# [COLLECTED DATA]
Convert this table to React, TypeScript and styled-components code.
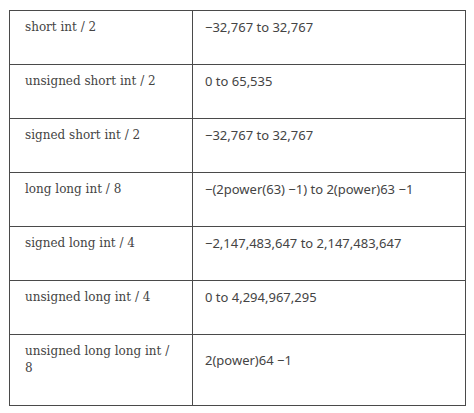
import React from "react";
import styled, { createGlobalStyle } from "styled-components";

const GlobalStyle = createGlobalStyle`
  body {
    margin: 0;
    background: #ffffff;
  }
`;

const rows = [
  { type: "short int / 2", range: "−32,767 to 32,767" },
  { type: "unsigned short int / 2", range: "0 to 65,535" },
  { type: "signed short int / 2", range: "−32,767 to 32,767" },
  { type: "long long int / 8", range: "−(2power(63) −1) to 2(power)63 −1" },
  { type: "signed long int / 4", range: "−2,147,483,647 to 2,147,483,647" },
  { type: "unsigned long int / 4", range: "0 to 4,294,967,295" },
  { type: "unsigned long long int / 8", range: "2(power)64 −1" },
];

const Page = styled.div`
  padding: 10px 8px 0 9px;
`;

const Table = styled.table`
  width: 457px;
  border-collapse: collapse;
  table-layout: fixed;
  color: #444;
`;

const Cell = styled.td<{ $sans?: boolean }>`
  border: 1.5px solid #4a4a4a;
  padding: 8px 12px 28px ${(p) => (p.$sans ? "12px" : "15px")};
  vertical-align: middle;
  font-family: ${(p) =>
    p.$sans ? '"Noto Sans", "DejaVu Sans", sans-serif' : '"DejaVu Serif", "Liberation Serif", serif'};
  font-size: ${(p) => (p.$sans ? "13px" : "12px")};
  line-height: 17px;
`;

export default function App() {
  return (
    <>
      <GlobalStyle />
      <Page>
        <Table>
          <colgroup>
            <col style={{ width: 183 }} />
            <col />
          </colgroup>
          <tbody>
            {rows.map((r) => (
              <tr key={r.type}>
                <Cell>{r.type}</Cell>
                <Cell $sans>{r.range}</Cell>
              </tr>
            ))}
          </tbody>
        </Table>
      </Page>
    </>
  );
}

# [GOAL]
Repeat all of the data above word for word, minus the pictures.

# [THE RESULT]
Convert this table to React, TypeScript and styled-components code.
import React from "react";
import styled, { createGlobalStyle } from "styled-components";

const GlobalStyle = createGlobalStyle`
  body {
    margin: 0;
    background: #ffffff;
  }
`;

const rows = [
  { type: "short int / 2", range: "−32,767 to 32,767" },
  { type: "unsigned short int / 2", range: "0 to 65,535" },
  { type: "signed short int / 2", range: "−32,767 to 32,767" },
  { type: "long long int / 8", range: "−(2power(63) −1) to 2(power)63 −1" },
  { type: "signed long int / 4", range: "−2,147,483,647 to 2,147,483,647" },
  { type: "unsigned long int / 4", range: "0 to 4,294,967,295" },
  { type: "unsigned long long int / 8", range: "2(power)64 −1" },
];

const Page = styled.div`
  padding: 10px 8px 0 9px;
`;

const Table = styled.table`
  width: 457px;
  border-collapse: collapse;
  table-layout: fixed;
  color: #444;
`;

const Cell = styled.td<{ $sans?: boolean }>`
  border: 1.5px solid #4a4a4a;
  padding: 8px 12px 28px ${(p) => (p.$sans ? "12px" : "15px")};
  vertical-align: middle;
  font-family: ${(p) =>
    p.$sans ? '"Noto Sans", "DejaVu Sans", sans-serif' : '"DejaVu Serif", "Liberation Serif", serif'};
  font-size: ${(p) => (p.$sans ? "13px" : "12px")};
  line-height: 17px;
`;

export default function App() {
  return (
    <>
      <GlobalStyle />
      <Page>
        <Table>
          <colgroup>
            <col style={{ width: 183 }} />
            <col />
          </colgroup>
          <tbody>
            {rows.map((r) => (
              <tr key={r.type}>
                <Cell>{r.type}</Cell>
                <Cell $sans>{r.range}</Cell>
              </tr>
            ))}
          </tbody>
        </Table>
      </Page>
    </>
  );
}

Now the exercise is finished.